*TASK TO COMPLETE*: Write every line out verbatim and omit the pictures.
# start of RECORDED INFORMATION
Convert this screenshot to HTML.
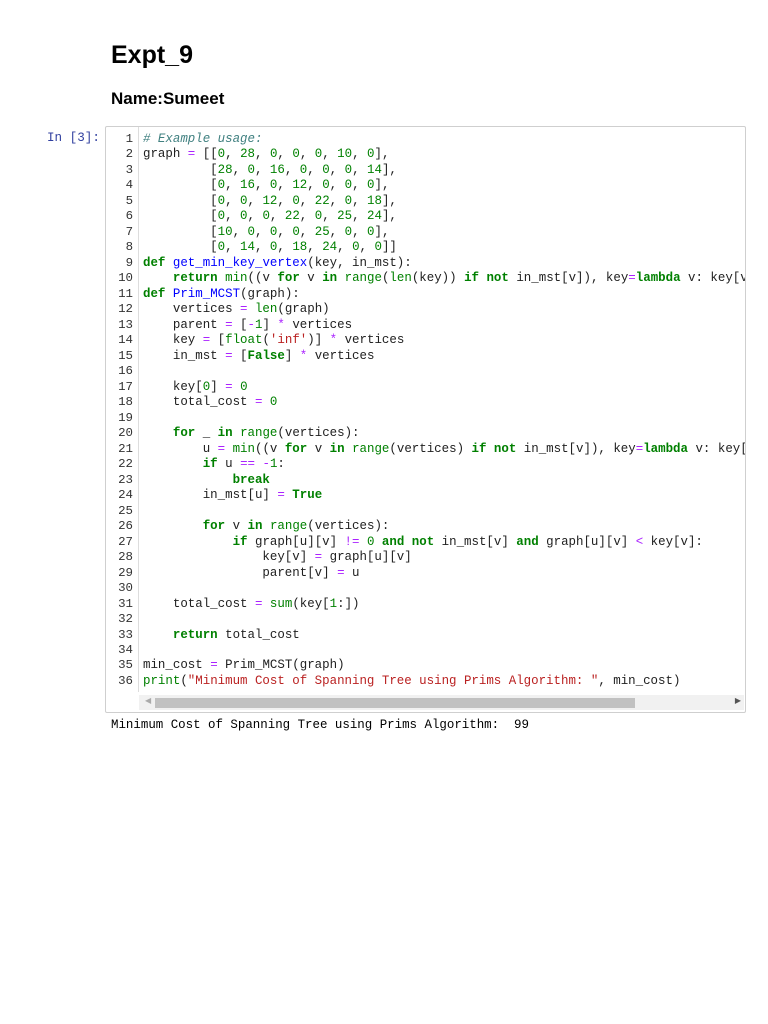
<!DOCTYPE html>
<html><head><meta charset="utf-8"><style>
html,body{margin:0;padding:0;background:#fff;width:768px;height:1024px;overflow:hidden}
body{position:relative;font-family:"Liberation Sans",sans-serif}
h1{position:absolute;left:111px;top:41px;margin:0;font-size:25px;font-weight:bold;color:#000}
h2{position:absolute;left:111px;top:89px;margin:0;font-size:17px;font-weight:bold;color:#000}
.prompt{position:absolute;left:47px;top:131px;font-family:"Liberation Mono",monospace;font-size:12.6px;color:#303f9f}
.cell{position:absolute;left:105px;top:126px;width:639px;height:585px;border:1px solid #cfcfcf;border-radius:2px;background:#fff;overflow:hidden}
.gut{position:absolute;left:0;top:5px;width:27px;text-align:right;font-family:"Liberation Mono",monospace;font-size:12.4px;line-height:15.49px;color:#333}
.sep{position:absolute;left:32px;top:0;width:1px;height:565px;background:#ddd}
pre{position:absolute;left:37px;top:5px;margin:0;font-family:"Liberation Mono",monospace;font-size:12.45px;line-height:15.49px;color:#212121;white-space:pre}
.k{color:#008000;font-weight:bold}.b{color:#008000}.n{color:#008000}.s{color:#ba2121}.c{color:#408080;font-style:italic}.o{color:#aa22ff}.f{color:#0000ff}.ob{color:#008000;font-weight:bold}
.sb{position:absolute;left:33px;top:568px;width:605px;height:15px;background:#f1f1f1}
.thumb{position:absolute;left:16px;top:3px;width:480px;height:10px;background:#c1c1c1}
.out{position:absolute;left:111px;top:718px;font-family:"Liberation Mono",monospace;font-size:12.45px;color:#000;white-space:pre}
</style></head><body>
<h1>Expt_9</h1>
<h2>Name:Sumeet</h2>
<div class="prompt">In [3]:</div>
<div class="cell">
<div class="gut">1<br>2<br>3<br>4<br>5<br>6<br>7<br>8<br>9<br>10<br>11<br>12<br>13<br>14<br>15<br>16<br>17<br>18<br>19<br>20<br>21<br>22<br>23<br>24<br>25<br>26<br>27<br>28<br>29<br>30<br>31<br>32<br>33<br>34<br>35<br>36</div>
<div class="sep"></div>
<pre><span class="c"># Example usage:</span>
graph <span class="o">=</span> [[<span class="n">0</span>, <span class="n">28</span>, <span class="n">0</span>, <span class="n">0</span>, <span class="n">0</span>, <span class="n">10</span>, <span class="n">0</span>],
         [<span class="n">28</span>, <span class="n">0</span>, <span class="n">16</span>, <span class="n">0</span>, <span class="n">0</span>, <span class="n">0</span>, <span class="n">14</span>],
         [<span class="n">0</span>, <span class="n">16</span>, <span class="n">0</span>, <span class="n">12</span>, <span class="n">0</span>, <span class="n">0</span>, <span class="n">0</span>],
         [<span class="n">0</span>, <span class="n">0</span>, <span class="n">12</span>, <span class="n">0</span>, <span class="n">22</span>, <span class="n">0</span>, <span class="n">18</span>],
         [<span class="n">0</span>, <span class="n">0</span>, <span class="n">0</span>, <span class="n">22</span>, <span class="n">0</span>, <span class="n">25</span>, <span class="n">24</span>],
         [<span class="n">10</span>, <span class="n">0</span>, <span class="n">0</span>, <span class="n">0</span>, <span class="n">25</span>, <span class="n">0</span>, <span class="n">0</span>],
         [<span class="n">0</span>, <span class="n">14</span>, <span class="n">0</span>, <span class="n">18</span>, <span class="n">24</span>, <span class="n">0</span>, <span class="n">0</span>]]
<span class="k">def</span> <span class="f">get_min_key_vertex</span>(key, in_mst):
    <span class="k">return</span> <span class="b">min</span>((v <span class="k">for</span> v <span class="ob">in</span> <span class="b">range</span>(<span class="b">len</span>(key)) <span class="k">if</span> <span class="ob">not</span> in_mst[v]), key<span class="o">=</span><span class="k">lambda</span> v: key[v]])
<span class="k">def</span> <span class="f">Prim_MCST</span>(graph):
    vertices <span class="o">=</span> <span class="b">len</span>(graph)
    parent <span class="o">=</span> [<span class="o">-</span><span class="n">1</span>] <span class="o">*</span> vertices
    key <span class="o">=</span> [<span class="b">float</span>(<span class="s">'inf'</span>)] <span class="o">*</span> vertices
    in_mst <span class="o">=</span> [<span class="k">False</span>] <span class="o">*</span> vertices

    key[<span class="n">0</span>] <span class="o">=</span> <span class="n">0</span>
    total_cost <span class="o">=</span> <span class="n">0</span>

    <span class="k">for</span> _ <span class="ob">in</span> <span class="b">range</span>(vertices):
        u <span class="o">=</span> <span class="b">min</span>((v <span class="k">for</span> v <span class="ob">in</span> <span class="b">range</span>(vertices) <span class="k">if</span> <span class="ob">not</span> in_mst[v]), key<span class="o">=</span><span class="k">lambda</span> v: key[v])
        <span class="k">if</span> u <span class="o">==</span> <span class="o">-</span><span class="n">1</span>:
            <span class="k">break</span>
        in_mst[u] <span class="o">=</span> <span class="k">True</span>

        <span class="k">for</span> v <span class="ob">in</span> <span class="b">range</span>(vertices):
            <span class="k">if</span> graph[u][v] <span class="o">!=</span> <span class="n">0</span> <span class="ob">and</span> <span class="ob">not</span> in_mst[v] <span class="ob">and</span> graph[u][v] <span class="o">&lt;</span> key[v]:
                key[v] <span class="o">=</span> graph[u][v]
                parent[v] <span class="o">=</span> u

    total_cost <span class="o">=</span> <span class="b">sum</span>(key[<span class="n">1</span>:])

    <span class="k">return</span> total_cost

min_cost <span class="o">=</span> Prim_MCST(graph)
<span class="b">print</span>(<span class="s">"Minimum Cost of Spanning Tree using Prims Algorithm: "</span>, min_cost)</pre>
<div class="sb"><span style="position:absolute;left:6px;top:1px;font-size:8px;color:#aaa">◀</span><div class="thumb"></div><span style="position:absolute;right:3px;top:1px;font-size:8px;color:#555">▶</span></div>
</div>
<div class="out">Minimum Cost of Spanning Tree using Prims Algorithm:  99</div>
</body></html>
# end of RECORDED INFORMATION
*WRITTEN ANSWER*:
Convert this screenshot to HTML.
<!DOCTYPE html>
<html><head><meta charset="utf-8"><style>
html,body{margin:0;padding:0;background:#fff;width:768px;height:1024px;overflow:hidden}
body{position:relative;font-family:"Liberation Sans",sans-serif}
h1{position:absolute;left:111px;top:41px;margin:0;font-size:25px;font-weight:bold;color:#000}
h2{position:absolute;left:111px;top:89px;margin:0;font-size:17px;font-weight:bold;color:#000}
.prompt{position:absolute;left:47px;top:131px;font-family:"Liberation Mono",monospace;font-size:12.6px;color:#303f9f}
.cell{position:absolute;left:105px;top:126px;width:639px;height:585px;border:1px solid #cfcfcf;border-radius:2px;background:#fff;overflow:hidden}
.gut{position:absolute;left:0;top:5px;width:27px;text-align:right;font-family:"Liberation Mono",monospace;font-size:12.4px;line-height:15.49px;color:#333}
.sep{position:absolute;left:32px;top:0;width:1px;height:565px;background:#ddd}
pre{position:absolute;left:37px;top:5px;margin:0;font-family:"Liberation Mono",monospace;font-size:12.45px;line-height:15.49px;color:#212121;white-space:pre}
.k{color:#008000;font-weight:bold}.b{color:#008000}.n{color:#008000}.s{color:#ba2121}.c{color:#408080;font-style:italic}.o{color:#aa22ff}.f{color:#0000ff}.ob{color:#008000;font-weight:bold}
.sb{position:absolute;left:33px;top:568px;width:605px;height:15px;background:#f1f1f1}
.thumb{position:absolute;left:16px;top:3px;width:480px;height:10px;background:#c1c1c1}
.out{position:absolute;left:111px;top:718px;font-family:"Liberation Mono",monospace;font-size:12.45px;color:#000;white-space:pre}
</style></head><body>
<h1>Expt_9</h1>
<h2>Name:Sumeet</h2>
<div class="prompt">In [3]:</div>
<div class="cell">
<div class="gut">1<br>2<br>3<br>4<br>5<br>6<br>7<br>8<br>9<br>10<br>11<br>12<br>13<br>14<br>15<br>16<br>17<br>18<br>19<br>20<br>21<br>22<br>23<br>24<br>25<br>26<br>27<br>28<br>29<br>30<br>31<br>32<br>33<br>34<br>35<br>36</div>
<div class="sep"></div>
<pre><span class="c"># Example usage:</span>
graph <span class="o">=</span> [[<span class="n">0</span>, <span class="n">28</span>, <span class="n">0</span>, <span class="n">0</span>, <span class="n">0</span>, <span class="n">10</span>, <span class="n">0</span>],
         [<span class="n">28</span>, <span class="n">0</span>, <span class="n">16</span>, <span class="n">0</span>, <span class="n">0</span>, <span class="n">0</span>, <span class="n">14</span>],
         [<span class="n">0</span>, <span class="n">16</span>, <span class="n">0</span>, <span class="n">12</span>, <span class="n">0</span>, <span class="n">0</span>, <span class="n">0</span>],
         [<span class="n">0</span>, <span class="n">0</span>, <span class="n">12</span>, <span class="n">0</span>, <span class="n">22</span>, <span class="n">0</span>, <span class="n">18</span>],
         [<span class="n">0</span>, <span class="n">0</span>, <span class="n">0</span>, <span class="n">22</span>, <span class="n">0</span>, <span class="n">25</span>, <span class="n">24</span>],
         [<span class="n">10</span>, <span class="n">0</span>, <span class="n">0</span>, <span class="n">0</span>, <span class="n">25</span>, <span class="n">0</span>, <span class="n">0</span>],
         [<span class="n">0</span>, <span class="n">14</span>, <span class="n">0</span>, <span class="n">18</span>, <span class="n">24</span>, <span class="n">0</span>, <span class="n">0</span>]]
<span class="k">def</span> <span class="f">get_min_key_vertex</span>(key, in_mst):
    <span class="k">return</span> <span class="b">min</span>((v <span class="k">for</span> v <span class="ob">in</span> <span class="b">range</span>(<span class="b">len</span>(key)) <span class="k">if</span> <span class="ob">not</span> in_mst[v]), key<span class="o">=</span><span class="k">lambda</span> v: key[v]])
<span class="k">def</span> <span class="f">Prim_MCST</span>(graph):
    vertices <span class="o">=</span> <span class="b">len</span>(graph)
    parent <span class="o">=</span> [<span class="o">-</span><span class="n">1</span>] <span class="o">*</span> vertices
    key <span class="o">=</span> [<span class="b">float</span>(<span class="s">'inf'</span>)] <span class="o">*</span> vertices
    in_mst <span class="o">=</span> [<span class="k">False</span>] <span class="o">*</span> vertices

    key[<span class="n">0</span>] <span class="o">=</span> <span class="n">0</span>
    total_cost <span class="o">=</span> <span class="n">0</span>

    <span class="k">for</span> _ <span class="ob">in</span> <span class="b">range</span>(vertices):
        u <span class="o">=</span> <span class="b">min</span>((v <span class="k">for</span> v <span class="ob">in</span> <span class="b">range</span>(vertices) <span class="k">if</span> <span class="ob">not</span> in_mst[v]), key<span class="o">=</span><span class="k">lambda</span> v: key[v])
        <span class="k">if</span> u <span class="o">==</span> <span class="o">-</span><span class="n">1</span>:
            <span class="k">break</span>
        in_mst[u] <span class="o">=</span> <span class="k">True</span>

        <span class="k">for</span> v <span class="ob">in</span> <span class="b">range</span>(vertices):
            <span class="k">if</span> graph[u][v] <span class="o">!=</span> <span class="n">0</span> <span class="ob">and</span> <span class="ob">not</span> in_mst[v] <span class="ob">and</span> graph[u][v] <span class="o">&lt;</span> key[v]:
                key[v] <span class="o">=</span> graph[u][v]
                parent[v] <span class="o">=</span> u

    total_cost <span class="o">=</span> <span class="b">sum</span>(key[<span class="n">1</span>:])

    <span class="k">return</span> total_cost

min_cost <span class="o">=</span> Prim_MCST(graph)
<span class="b">print</span>(<span class="s">"Minimum Cost of Spanning Tree using Prims Algorithm: "</span>, min_cost)</pre>
<div class="sb"><span style="position:absolute;left:6px;top:1px;font-size:8px;color:#aaa">◀</span><div class="thumb"></div><span style="position:absolute;right:3px;top:1px;font-size:8px;color:#555">▶</span></div>
</div>
<div class="out">Minimum Cost of Spanning Tree using Prims Algorithm:  99</div>
</body></html>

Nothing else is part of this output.